Most septic tank owners are well versed on how often to pump their septic tank, whether by yourself or with a company, like 24 Hr Emergency Septic Service. Allowing the tank to get too full results in less space for clear wastewater inside, leading to an over-accumulation of sludge.  By then, your septic tank solids can flow into the soil absorption area, turning your yard into a very undesirable swamp. Or worse, wastewater backs up into your home. Incredibly, there are times when you should not pump your septic tank. Here are three critical times when pumping the septic tank can be dangerous or cause damage to your septic system.

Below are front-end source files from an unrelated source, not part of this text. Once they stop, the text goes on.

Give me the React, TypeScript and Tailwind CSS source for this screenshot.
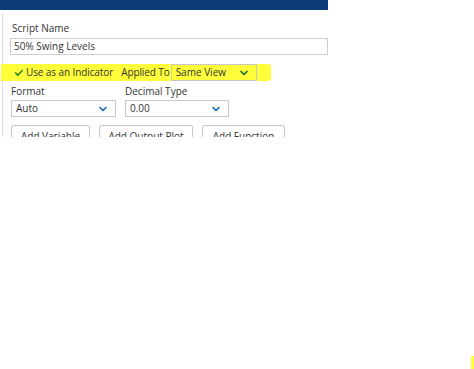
import { Check, ChevronDown } from 'lucide-react';

function Select({ value, width, tone }: { value: string; width: string; tone: string }) {
  return (
    <div className={`flex h-[17px] shrink-0 items-center justify-between border border-[#c8c8c8] pl-[4px] pr-[6px] ${width}`}>
      <span>{value}</span>
      <ChevronDown size={12} strokeWidth={3.5} className={tone} />
    </div>
  );
}

export default function App() {
  return (
    <div className="relative h-[369px] w-[474px] whitespace-nowrap bg-white text-[10px] text-[#333] [font-family:'Open_Sans',sans-serif]">
      <div className="h-[137px] w-[328px] overflow-hidden">
        <div className="h-[10px] bg-[#0b3c76]" />
        <div className="ml-[2px] mt-[4px] h-[140px] border-l border-[#dcdcdc] pl-[7px] pt-[6px]">
          <div className="pl-[2px] leading-[16px]">Script Name</div>
          <div className="mt-[2px] flex h-[17px] items-center border border-[#cfcfcf] pl-[3px]">50% Swing Levels</div>
          <div className="-ml-[9px] mt-[9px] flex h-[17px] w-[270px] items-center rounded-r-[3px] bg-[#ffff3a] pl-[13px]">
            <Check size={10} strokeWidth={4} className="shrink-0 text-[#2e8b1e]" />
            <span className="ml-[2px] tracking-[-0.1px]">Use as an Indicator</span>
            <span className="ml-[8px] tracking-[-0.1px]">Applied To</span>
            <div className="ml-[1px]">
              <Select value="Same View" width="w-[86px]" tone="text-[#1d6a3c]" />
            </div>
          </div>
          <div className="mt-[1px] flex gap-[9px] pl-[1px] leading-[18px]">
            <div className="w-[105px]">Format</div>
            <div>Decimal Type</div>
          </div>
          <div className="flex gap-[9px] pl-[1px]">
            <Select value="Auto" width="w-[105px]" tone="text-[#1f6fb8]" />
            <Select value="0.00" width="w-[104px]" tone="text-[#1f6fb8]" />
          </div>
          <div className="mt-[8px] flex gap-[9px] pl-[1px]">
            <div className="flex h-[22px] w-[79px] items-center justify-center rounded-[2px] border border-[#c8c8c8]">Add Variable</div>
            <div className="flex h-[22px] w-[94px] items-center justify-center rounded-[2px] border border-[#c8c8c8]">Add Output Plot</div>
            <div className="flex h-[22px] w-[83px] items-center justify-center rounded-[2px] border border-[#c8c8c8]">Add Function</div>
          </div>
        </div>
      </div>
      <div className="absolute left-[471px] top-[356px] h-[13px] w-[3px] bg-[#ffff3a]" />
    </div>
  );
}
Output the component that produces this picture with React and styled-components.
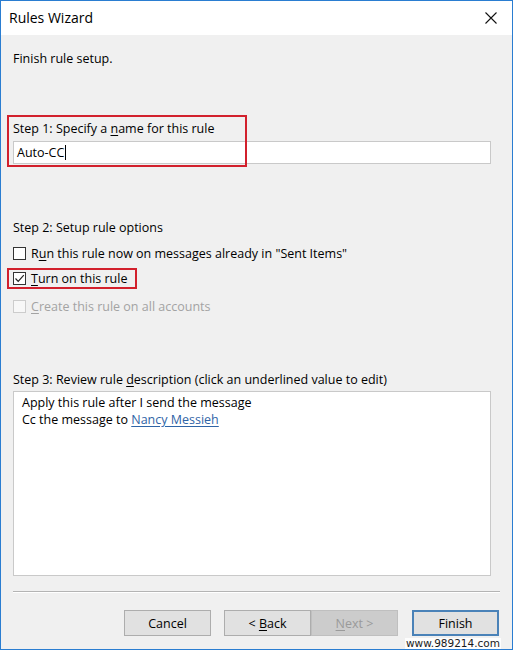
import React from 'react';
import styled, { createGlobalStyle } from 'styled-components';

const Global = createGlobalStyle`
  html, body { margin: 0; padding: 0; background: #ffffff; }
  #root { width: 513px; height: 650px; }
`;

const Window = styled.div`
  position: relative;
  width: 513px;
  height: 650px;
  box-sizing: border-box;
  border: 1px solid #2a7dd1;
  display: flex;
  flex-direction: column;
  background: #f0f0f0;
  font-family: "Open Sans", "Noto Sans", sans-serif;
  font-size: 12.5px;
  color: #000;
`;

const TitleBar = styled.div`
  height: 34px;
  flex: none;
  background: #ffffff;
  display: flex;
  align-items: center;
  justify-content: space-between;
  padding: 0 15px 0 8px;
`;

const Title = styled.div`
  font-size: 14px;
  color: #000;
  line-height: 18px;
`;

const CloseButton = styled.div`
  width: 12px;
  height: 12px;
  display: flex;
`;

const Content = styled.div`
  display: flex;
  flex-direction: column;
  padding: 0 21px 0 12px;
`;

const Label = styled.div`
  line-height: 17px;
  height: 17px;
  margin-top: ${p => p.$mt || 0}px;
  color: ${p => (p.$disabled ? '#a3a3a3' : '#000')};
  white-space: nowrap;
`;

const U = styled.span`
  text-decoration: underline;
  text-underline-offset: 2px;
`;

const Section = styled.div`
  position: relative;
  display: flex;
  flex-direction: column;
  margin-top: ${p => p.$mt || 0}px;
`;

const Highlight = styled.div`
  position: absolute;
  left: ${p => p.$left}px;
  top: ${p => p.$top}px;
  width: ${p => p.$w}px;
  height: ${p => p.$h}px;
  box-sizing: border-box;
  border: 2px solid #d2202c;
  pointer-events: none;
`;

const TextInput = styled.div`
  margin-top: 4px;
  height: 23px;
  box-sizing: border-box;
  border: 1px solid #c9c9c9;
  background: #ffffff;
  display: flex;
  align-items: center;
  padding-left: 3px;
  line-height: 17px;
`;

const Caret = styled.span`
  display: inline-block;
  width: 1px;
  height: 15px;
  background: #000;
  margin-left: 1px;
`;

const CheckRow = styled.div`
  position: relative;
  display: flex;
  align-items: center;
  gap: 5px;
  height: 17px;
  margin-top: ${p => p.$mt || 0}px;
  color: ${p => (p.$disabled ? '#a3a3a3' : '#000')};
  white-space: nowrap;
`;

const Box = styled.div`
  width: 13px;
  height: 13px;
  box-sizing: border-box;
  border: 1px solid ${p => (p.$disabled ? '#cccccc' : '#333333')};
  background: ${p => (p.$disabled ? '#f7f7f7' : '#ffffff')};
  display: flex;
  align-items: center;
  justify-content: center;
  flex: none;
`;

const DescBox = styled.div`
  margin-top: 3px;
  height: 185px;
  box-sizing: border-box;
  border: 1px solid #c9c9c9;
  background: #ffffff;
  padding: 2px 8px;
  line-height: 17px;
`;

const Link = styled.span`
  color: #2f64a6;
  text-decoration: underline;
  text-underline-offset: 2px;
`;

const Footer = styled.div`
  display: flex;
  flex-direction: column;
  padding: 0 12px;
  margin-top: 15px;
`;

const Separator = styled.div`
  height: 1px;
  background: #b4b4b4;
  border-bottom: 1px solid #ffffff;
`;

const ButtonRow = styled.div`
  display: flex;
  justify-content: flex-end;
  margin-top: 17px;
  padding-right: 1px;
`;

const Button = styled.div`
  width: 87px;
  height: 26px;
  box-sizing: border-box;
  margin-left: ${p => p.$ml || 0}px;
  border-style: solid;
  border-width: ${p => (p.$default ? '2px' : '1px')};
  border-color: ${p => (p.$disabled ? '#bfbfbf' : p.$default ? '#4a82b8' : '#adadad')};
  background: ${p => (p.$disabled ? '#cccccc' : '#e1e1e1')};
  color: ${p => (p.$disabled ? '#9a9a9a' : '#000')};
  display: flex;
  align-items: center;
  justify-content: center;
  line-height: 17px;
  white-space: pre;
`;

const Watermark = styled.div`
  position: absolute;
  right: 11px;
  bottom: 0px;
  font-family: "DejaVu Sans", sans-serif;
  font-size: 10.5px;
  line-height: 11px;
  color: #1a1a1a;
  background: rgba(255, 255, 255, 0.85);
  padding: 0 1px;
`;

export default function App() {
  return (
    <>
      <Global />
      <Window>
        <TitleBar>
          <Title>Rules Wizard</Title>
          <CloseButton>
            <svg width="12" height="12" viewBox="0 0 12 12">
              <path d="M0.5 0.5 L11.5 11.5 M11.5 0.5 L0.5 11.5" stroke="#111" strokeWidth="1.1" fill="none" />
            </svg>
          </CloseButton>
        </TitleBar>
        <Content>
          <Label $mt={15}>Finish rule setup.</Label>

          <Section $mt={53}>
            <Highlight $left={-6} $top={-5} $w={240} $h={52} />
            <Label>
              Step 1: Specify a <U>n</U>ame for this rule
            </Label>
            <TextInput>
              Auto-CC<Caret />
            </TextInput>
          </Section>

          <Label $mt={55}>Step 2: Setup rule options</Label>
          <CheckRow $mt={9}>
            <Box />
            <span>
              R<U>u</U>n this rule now on messages already in "Sent Items"
            </span>
          </CheckRow>
          <CheckRow $mt={8}>
            <Highlight $left={-6} $top={-2} $w={130} $h={21} />
            <Box>
              <svg width="11" height="11" viewBox="0 0 11 11">
                <path d="M1.5 5.5 L4.2 8.3 L9.8 2.2" stroke="#222" strokeWidth="1.2" fill="none" />
              </svg>
            </Box>
            <span>
              <U>T</U>urn on this rule
            </span>
          </CheckRow>
          <CheckRow $mt={11} $disabled>
            <Box $disabled />
            <span>
              <U>C</U>reate this rule on all accounts
            </span>
          </CheckRow>

          <Label $mt={56}>
            Step 3: Review rule <U>d</U>escription (click an underlined value to edit)
          </Label>
          <DescBox>
            <div>Apply this rule after I send the message</div>
            <div>
              Cc the message to <Link>Nancy Messieh</Link>
            </div>
          </DescBox>
        </Content>
        <Footer>
          <Separator />
          <ButtonRow>
            <Button>Cancel</Button>
            <Button $ml={13}>
              <span>
                {'< '}
                <U>B</U>ack
              </span>
            </Button>
            <Button $disabled>
              <span>
                <U>N</U>ext {'>'}
              </span>
            </Button>
            <Button $ml={14} $default>
              Finish
            </Button>
          </ButtonRow>
        </Footer>
        <Watermark>www.989214.com</Watermark>
      </Window>
    </>
  );
}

Right Before Buying A Home

It might seem courteous when the sellers of a home have the septic tank pumped for you before you move in. Out with the old and in with the new, so to speak. A normal part of the home buying process includes a home inspection, and a home with a septic tank will require an inspection and test as part of that. As a buyer, you need to know the location, age, and condition of the septic tank, including what type of equipment is involved.

Unfortunately, a freshly pumped, completely empty tank prevents the inspector from:

  • Using a dye test to find evidence of a backup or breakout in the drain field or yard.
  • Discovering potential failures to the septic system
  • Predicting problems when the tank later becomes filled after you move-in

When you're considering buying a home with a septic tank, make sure the home inspection occurs while the tank is untouched. This way, there are no surprises with your septic system after you move in. Then go ahead and have it pumped after it passes and you take possession.

During Area Flooding

If your area just experienced a hurricane or other heavy rainfall or flooding and ground water is very high, do not pump your septic tank. During this time an empty tank is prone to being filled with mud, silt and floodwaters that have to be removed during the cleanup process.  Or worse, your empty tank will actually become buoyant enough to float out of the ground, breaking septic piping. Once groundwater levels have returned to normal you can pump your tank if necessary.

When You're Uncertain Of Tank Age Or Condition

It seems logical that an old tank should be emptied because it could be full, but this is simply not the case. An older, fragile tank that suddenly becomes empty may collapse. Sometimes, a tank may be constructed of unknown material and could be otherwise damaged during the pumping process. Instead, have the tank and system inspected by a professional before having it pumped.